* REQUIREMENT
Return, exactly as written, the run of lines that begins at the line containing "Recreate this image" and ends at the line containing "import React from". Nothing outside that run belongs in the answer.

==== EXTRACTED DATA

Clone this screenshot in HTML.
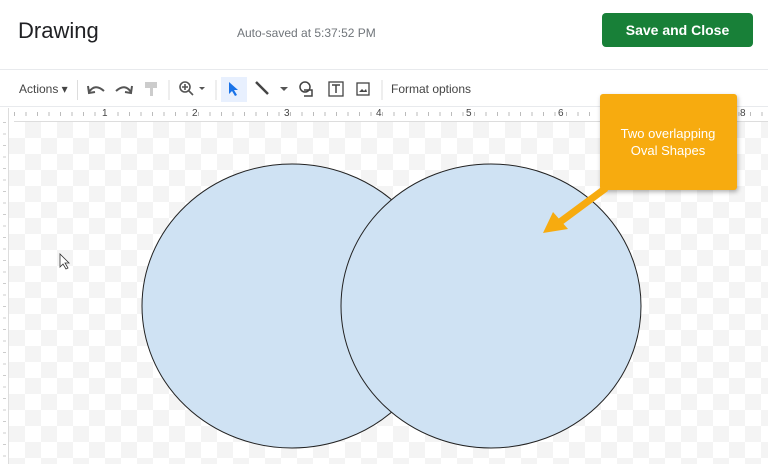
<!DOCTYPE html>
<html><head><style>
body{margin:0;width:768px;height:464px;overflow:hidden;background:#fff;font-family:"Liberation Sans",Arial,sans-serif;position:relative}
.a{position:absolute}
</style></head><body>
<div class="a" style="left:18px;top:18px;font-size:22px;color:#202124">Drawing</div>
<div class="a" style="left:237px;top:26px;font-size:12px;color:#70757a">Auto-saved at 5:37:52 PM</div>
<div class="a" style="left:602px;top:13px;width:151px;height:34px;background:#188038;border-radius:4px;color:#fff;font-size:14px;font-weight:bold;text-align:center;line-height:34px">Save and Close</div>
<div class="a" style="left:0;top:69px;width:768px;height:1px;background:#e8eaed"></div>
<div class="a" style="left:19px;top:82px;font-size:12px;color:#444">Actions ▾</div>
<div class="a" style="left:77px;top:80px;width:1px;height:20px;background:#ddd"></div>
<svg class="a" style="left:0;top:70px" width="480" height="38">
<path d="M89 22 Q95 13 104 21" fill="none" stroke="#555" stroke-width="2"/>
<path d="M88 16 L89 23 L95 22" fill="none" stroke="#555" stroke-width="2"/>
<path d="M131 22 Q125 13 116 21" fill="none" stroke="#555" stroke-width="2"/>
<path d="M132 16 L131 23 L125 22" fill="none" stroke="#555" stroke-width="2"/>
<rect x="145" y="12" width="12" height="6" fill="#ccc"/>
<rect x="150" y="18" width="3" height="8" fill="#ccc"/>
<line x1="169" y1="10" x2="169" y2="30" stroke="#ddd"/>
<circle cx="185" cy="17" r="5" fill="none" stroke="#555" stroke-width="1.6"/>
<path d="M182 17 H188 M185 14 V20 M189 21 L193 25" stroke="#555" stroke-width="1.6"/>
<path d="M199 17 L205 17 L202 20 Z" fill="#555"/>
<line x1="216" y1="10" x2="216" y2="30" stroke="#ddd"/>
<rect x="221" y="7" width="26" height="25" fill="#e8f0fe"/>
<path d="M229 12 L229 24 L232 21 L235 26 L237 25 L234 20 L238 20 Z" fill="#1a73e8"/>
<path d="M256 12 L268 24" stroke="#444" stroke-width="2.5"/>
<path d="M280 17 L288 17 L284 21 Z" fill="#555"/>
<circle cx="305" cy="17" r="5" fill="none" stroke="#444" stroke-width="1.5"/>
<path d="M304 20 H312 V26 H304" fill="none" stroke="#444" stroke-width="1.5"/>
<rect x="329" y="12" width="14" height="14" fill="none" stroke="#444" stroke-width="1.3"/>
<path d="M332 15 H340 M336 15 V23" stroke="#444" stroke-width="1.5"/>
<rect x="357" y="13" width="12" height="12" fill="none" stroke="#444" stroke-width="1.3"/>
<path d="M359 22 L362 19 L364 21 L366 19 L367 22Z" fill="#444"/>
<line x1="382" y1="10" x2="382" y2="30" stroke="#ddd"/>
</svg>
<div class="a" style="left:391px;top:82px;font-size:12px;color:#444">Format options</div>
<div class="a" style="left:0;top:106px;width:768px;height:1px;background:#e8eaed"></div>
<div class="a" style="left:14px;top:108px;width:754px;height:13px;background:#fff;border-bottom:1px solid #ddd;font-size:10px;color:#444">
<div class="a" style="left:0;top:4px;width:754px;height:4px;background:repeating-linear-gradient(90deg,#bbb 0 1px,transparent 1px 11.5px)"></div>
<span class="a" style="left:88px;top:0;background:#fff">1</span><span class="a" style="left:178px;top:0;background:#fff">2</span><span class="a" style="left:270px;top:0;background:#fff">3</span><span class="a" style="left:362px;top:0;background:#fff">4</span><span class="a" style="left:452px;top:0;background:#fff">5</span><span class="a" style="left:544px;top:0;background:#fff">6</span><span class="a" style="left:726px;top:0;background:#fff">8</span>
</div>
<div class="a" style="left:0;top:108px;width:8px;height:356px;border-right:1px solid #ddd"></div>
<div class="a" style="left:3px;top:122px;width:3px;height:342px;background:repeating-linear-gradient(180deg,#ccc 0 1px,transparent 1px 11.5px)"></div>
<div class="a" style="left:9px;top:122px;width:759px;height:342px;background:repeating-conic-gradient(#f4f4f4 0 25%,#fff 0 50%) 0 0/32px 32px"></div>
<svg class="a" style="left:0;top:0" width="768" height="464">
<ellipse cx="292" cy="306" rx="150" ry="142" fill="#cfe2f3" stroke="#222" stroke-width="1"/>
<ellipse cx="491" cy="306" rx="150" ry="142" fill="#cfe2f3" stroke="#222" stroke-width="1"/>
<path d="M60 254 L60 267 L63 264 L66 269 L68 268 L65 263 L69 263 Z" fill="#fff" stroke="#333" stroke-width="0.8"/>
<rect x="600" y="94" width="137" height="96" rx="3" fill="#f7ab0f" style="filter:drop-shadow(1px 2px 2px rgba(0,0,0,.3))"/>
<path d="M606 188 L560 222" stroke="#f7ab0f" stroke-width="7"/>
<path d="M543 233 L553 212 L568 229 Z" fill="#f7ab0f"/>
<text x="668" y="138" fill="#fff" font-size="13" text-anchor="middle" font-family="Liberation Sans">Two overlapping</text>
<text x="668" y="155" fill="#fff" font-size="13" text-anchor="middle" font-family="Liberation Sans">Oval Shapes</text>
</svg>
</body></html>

========
==== EXTRACTED DATA

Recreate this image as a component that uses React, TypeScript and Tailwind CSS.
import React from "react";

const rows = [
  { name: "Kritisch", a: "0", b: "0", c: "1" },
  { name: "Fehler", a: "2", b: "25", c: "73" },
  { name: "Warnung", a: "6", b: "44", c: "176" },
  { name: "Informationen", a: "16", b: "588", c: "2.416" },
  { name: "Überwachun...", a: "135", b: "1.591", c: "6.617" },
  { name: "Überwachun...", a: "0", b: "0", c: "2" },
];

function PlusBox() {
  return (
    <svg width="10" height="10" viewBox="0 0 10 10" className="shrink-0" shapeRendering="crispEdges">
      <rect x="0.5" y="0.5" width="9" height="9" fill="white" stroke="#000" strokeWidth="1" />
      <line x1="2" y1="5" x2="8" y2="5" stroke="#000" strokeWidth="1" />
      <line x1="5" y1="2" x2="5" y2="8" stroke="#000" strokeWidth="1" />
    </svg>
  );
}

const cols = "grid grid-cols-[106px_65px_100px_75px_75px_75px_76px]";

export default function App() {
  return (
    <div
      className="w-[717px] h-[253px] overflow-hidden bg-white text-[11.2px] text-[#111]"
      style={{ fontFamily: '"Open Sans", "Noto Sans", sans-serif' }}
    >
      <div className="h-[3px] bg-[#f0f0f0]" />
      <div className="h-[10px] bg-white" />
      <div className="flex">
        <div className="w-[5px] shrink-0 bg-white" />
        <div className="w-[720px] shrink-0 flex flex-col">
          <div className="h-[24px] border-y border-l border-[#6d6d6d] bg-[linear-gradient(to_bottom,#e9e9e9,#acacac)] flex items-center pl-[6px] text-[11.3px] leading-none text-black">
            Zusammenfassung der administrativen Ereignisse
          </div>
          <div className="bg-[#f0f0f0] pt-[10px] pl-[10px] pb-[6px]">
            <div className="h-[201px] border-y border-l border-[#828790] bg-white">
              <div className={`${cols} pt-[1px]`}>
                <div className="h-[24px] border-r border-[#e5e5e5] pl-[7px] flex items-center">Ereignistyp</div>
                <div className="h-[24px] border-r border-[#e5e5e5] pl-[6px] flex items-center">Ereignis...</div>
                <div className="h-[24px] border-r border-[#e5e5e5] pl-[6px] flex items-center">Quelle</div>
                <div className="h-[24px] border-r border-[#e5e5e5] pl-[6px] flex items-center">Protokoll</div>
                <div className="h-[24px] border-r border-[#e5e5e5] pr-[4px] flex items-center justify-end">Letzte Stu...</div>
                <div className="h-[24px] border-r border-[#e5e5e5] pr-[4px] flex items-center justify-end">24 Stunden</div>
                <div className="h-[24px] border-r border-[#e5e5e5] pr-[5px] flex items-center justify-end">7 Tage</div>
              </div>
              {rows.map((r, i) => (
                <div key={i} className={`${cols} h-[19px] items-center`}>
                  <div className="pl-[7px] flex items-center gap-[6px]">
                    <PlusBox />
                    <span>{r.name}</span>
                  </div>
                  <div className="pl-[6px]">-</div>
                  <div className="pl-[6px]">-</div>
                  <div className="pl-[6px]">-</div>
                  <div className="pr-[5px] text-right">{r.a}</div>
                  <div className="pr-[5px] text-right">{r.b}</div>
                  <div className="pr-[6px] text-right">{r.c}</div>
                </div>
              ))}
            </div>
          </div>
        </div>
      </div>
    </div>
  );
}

========

* ANSWER TO THIS PROBLEM
Recreate this image as a component that uses React, TypeScript and Tailwind CSS.
import React from "react";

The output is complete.